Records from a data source
* Begin *

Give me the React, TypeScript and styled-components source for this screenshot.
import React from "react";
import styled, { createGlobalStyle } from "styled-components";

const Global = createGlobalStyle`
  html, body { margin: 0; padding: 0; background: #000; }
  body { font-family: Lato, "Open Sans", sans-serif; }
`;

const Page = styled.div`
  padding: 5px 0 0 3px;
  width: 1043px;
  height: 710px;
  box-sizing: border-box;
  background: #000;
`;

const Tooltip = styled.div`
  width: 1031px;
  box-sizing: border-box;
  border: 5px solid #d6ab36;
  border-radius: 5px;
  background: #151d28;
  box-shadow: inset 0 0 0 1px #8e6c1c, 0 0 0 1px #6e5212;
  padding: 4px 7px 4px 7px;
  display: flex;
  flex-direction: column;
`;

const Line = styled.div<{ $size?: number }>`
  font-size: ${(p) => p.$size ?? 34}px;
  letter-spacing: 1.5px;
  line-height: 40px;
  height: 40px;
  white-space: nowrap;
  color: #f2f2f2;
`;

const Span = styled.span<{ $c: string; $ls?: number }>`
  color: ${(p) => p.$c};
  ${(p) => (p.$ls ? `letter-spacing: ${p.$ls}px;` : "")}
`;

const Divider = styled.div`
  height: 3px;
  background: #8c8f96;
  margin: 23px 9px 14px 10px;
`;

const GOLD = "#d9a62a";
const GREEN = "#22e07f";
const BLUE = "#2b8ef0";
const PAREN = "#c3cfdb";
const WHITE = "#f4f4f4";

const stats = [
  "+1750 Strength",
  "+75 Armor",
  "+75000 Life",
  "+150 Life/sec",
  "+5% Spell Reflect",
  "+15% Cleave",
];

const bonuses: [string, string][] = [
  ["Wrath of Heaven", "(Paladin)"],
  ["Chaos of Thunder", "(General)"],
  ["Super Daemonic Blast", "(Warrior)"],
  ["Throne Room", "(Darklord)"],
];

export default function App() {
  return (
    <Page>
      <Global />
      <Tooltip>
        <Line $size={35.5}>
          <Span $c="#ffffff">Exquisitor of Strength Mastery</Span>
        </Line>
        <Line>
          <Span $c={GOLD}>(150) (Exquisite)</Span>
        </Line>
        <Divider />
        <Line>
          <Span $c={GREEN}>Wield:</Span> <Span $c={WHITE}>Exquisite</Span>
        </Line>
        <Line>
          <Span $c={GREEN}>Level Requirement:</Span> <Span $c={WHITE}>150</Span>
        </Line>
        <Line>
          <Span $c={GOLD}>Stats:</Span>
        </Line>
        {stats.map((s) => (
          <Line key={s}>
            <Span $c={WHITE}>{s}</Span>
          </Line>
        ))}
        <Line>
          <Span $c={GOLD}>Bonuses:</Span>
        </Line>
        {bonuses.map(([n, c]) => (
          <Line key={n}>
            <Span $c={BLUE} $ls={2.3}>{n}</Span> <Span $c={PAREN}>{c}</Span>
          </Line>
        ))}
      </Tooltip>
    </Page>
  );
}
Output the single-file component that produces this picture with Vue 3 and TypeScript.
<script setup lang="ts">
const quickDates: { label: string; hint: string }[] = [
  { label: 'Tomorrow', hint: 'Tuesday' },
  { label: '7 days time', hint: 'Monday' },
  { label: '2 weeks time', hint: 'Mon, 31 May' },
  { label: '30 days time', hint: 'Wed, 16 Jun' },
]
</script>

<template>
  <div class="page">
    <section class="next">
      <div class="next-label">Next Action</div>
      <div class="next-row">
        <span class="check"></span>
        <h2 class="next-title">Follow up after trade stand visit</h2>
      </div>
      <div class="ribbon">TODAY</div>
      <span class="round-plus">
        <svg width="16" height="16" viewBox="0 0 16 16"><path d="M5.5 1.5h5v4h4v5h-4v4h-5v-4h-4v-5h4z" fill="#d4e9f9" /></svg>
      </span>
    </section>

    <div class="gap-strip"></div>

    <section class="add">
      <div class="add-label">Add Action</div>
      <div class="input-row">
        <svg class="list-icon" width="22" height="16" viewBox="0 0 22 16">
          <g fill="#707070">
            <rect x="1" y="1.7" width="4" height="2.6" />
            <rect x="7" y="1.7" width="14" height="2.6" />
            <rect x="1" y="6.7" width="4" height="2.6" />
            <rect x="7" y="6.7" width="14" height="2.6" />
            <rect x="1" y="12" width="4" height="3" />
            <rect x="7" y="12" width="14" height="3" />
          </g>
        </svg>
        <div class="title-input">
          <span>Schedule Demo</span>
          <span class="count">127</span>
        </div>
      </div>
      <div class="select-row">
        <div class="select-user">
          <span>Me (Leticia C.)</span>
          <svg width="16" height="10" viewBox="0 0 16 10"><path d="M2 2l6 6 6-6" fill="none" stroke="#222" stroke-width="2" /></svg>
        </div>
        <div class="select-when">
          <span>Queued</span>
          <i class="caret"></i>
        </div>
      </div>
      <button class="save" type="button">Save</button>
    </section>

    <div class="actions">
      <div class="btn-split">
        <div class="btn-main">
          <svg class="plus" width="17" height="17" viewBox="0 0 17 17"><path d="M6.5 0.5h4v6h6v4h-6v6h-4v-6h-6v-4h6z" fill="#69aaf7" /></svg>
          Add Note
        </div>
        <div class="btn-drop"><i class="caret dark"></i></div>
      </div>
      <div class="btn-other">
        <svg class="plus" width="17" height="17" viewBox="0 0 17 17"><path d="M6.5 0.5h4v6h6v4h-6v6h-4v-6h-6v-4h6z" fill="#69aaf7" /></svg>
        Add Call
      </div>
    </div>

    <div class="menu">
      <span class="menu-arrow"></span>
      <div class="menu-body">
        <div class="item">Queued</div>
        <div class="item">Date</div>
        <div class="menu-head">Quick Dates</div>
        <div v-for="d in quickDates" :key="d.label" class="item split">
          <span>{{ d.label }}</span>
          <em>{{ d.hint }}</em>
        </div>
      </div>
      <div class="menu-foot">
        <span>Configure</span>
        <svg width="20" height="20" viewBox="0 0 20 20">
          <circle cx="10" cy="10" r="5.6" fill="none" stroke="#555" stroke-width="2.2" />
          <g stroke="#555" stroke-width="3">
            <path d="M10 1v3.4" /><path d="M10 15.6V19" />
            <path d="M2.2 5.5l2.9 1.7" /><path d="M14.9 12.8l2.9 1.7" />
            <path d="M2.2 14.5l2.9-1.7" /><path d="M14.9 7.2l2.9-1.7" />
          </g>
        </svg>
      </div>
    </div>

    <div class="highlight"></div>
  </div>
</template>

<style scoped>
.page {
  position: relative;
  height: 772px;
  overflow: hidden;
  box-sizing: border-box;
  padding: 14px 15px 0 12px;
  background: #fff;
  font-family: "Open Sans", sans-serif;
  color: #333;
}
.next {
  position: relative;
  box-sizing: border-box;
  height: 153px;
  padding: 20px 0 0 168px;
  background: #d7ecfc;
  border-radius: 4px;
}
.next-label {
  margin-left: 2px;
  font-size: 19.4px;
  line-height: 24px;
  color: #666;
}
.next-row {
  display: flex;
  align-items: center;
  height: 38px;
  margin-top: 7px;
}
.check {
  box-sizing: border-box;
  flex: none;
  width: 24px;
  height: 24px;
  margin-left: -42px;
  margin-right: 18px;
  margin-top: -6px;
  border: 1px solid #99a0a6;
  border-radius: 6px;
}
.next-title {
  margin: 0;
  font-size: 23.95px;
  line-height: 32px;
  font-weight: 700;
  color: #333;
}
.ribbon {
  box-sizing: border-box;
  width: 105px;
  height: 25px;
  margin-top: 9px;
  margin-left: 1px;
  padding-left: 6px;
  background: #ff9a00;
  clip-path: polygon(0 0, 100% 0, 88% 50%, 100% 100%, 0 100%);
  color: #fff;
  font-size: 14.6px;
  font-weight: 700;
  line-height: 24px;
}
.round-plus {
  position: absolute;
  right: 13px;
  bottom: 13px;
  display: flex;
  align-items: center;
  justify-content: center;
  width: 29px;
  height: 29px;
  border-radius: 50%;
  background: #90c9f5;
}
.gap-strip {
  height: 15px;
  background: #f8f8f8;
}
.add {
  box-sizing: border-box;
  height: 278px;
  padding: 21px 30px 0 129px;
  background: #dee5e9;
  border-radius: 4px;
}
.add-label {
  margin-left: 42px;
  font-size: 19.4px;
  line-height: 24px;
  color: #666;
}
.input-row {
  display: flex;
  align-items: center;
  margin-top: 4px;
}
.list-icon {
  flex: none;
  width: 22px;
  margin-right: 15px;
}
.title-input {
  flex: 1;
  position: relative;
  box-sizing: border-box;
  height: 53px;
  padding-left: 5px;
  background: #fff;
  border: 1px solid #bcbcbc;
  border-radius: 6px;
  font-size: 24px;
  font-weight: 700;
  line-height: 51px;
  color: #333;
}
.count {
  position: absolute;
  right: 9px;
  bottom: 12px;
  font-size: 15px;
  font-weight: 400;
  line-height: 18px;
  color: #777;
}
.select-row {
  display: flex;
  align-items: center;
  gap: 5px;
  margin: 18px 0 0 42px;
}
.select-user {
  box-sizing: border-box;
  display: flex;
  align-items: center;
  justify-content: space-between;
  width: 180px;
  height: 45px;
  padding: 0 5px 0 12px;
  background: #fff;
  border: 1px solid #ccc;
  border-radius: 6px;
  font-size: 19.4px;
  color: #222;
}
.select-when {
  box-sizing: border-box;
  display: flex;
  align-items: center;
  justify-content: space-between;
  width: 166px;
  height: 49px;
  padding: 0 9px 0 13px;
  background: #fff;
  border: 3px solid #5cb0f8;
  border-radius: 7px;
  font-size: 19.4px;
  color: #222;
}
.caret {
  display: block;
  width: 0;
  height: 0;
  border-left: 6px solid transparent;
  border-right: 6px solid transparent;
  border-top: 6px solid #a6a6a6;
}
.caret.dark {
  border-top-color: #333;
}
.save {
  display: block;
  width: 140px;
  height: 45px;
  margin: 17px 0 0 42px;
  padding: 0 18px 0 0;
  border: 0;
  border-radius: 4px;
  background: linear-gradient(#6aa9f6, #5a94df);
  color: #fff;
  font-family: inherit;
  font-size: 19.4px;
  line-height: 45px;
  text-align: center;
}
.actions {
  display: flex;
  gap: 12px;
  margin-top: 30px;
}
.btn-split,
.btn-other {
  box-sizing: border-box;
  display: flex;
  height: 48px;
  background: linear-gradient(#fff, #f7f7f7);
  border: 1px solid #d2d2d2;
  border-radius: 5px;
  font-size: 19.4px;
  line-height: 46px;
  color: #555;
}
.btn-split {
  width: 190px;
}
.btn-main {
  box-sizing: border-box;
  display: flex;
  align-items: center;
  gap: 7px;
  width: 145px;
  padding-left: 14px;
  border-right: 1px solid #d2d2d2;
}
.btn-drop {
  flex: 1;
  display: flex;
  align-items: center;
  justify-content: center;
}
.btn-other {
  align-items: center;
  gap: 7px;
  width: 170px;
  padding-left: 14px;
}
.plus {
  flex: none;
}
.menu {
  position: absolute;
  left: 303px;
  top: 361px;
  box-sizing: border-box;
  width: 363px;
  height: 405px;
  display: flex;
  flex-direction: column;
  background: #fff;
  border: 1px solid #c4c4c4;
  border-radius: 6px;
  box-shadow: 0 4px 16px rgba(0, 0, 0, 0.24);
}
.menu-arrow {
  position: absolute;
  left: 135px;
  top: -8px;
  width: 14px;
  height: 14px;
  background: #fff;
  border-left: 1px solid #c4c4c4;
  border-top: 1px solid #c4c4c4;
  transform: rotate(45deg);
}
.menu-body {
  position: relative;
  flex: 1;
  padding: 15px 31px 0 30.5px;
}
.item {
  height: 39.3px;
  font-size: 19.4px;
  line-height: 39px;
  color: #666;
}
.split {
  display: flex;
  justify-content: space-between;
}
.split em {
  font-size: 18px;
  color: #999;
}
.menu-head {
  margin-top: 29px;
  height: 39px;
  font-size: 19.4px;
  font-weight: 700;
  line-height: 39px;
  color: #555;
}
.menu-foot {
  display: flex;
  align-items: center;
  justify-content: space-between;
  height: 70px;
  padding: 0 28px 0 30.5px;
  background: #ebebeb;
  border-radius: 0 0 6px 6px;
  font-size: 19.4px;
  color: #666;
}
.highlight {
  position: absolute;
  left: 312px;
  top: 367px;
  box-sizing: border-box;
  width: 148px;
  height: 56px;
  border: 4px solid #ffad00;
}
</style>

* End *

* Request:
Search the entries for the word "this" and pick out every line that holds it.

* Task response:
Give me the React, TypeScript and styled-components source for this screenshot.
Output the single-file component that produces this picture with Vue 3 and TypeScript.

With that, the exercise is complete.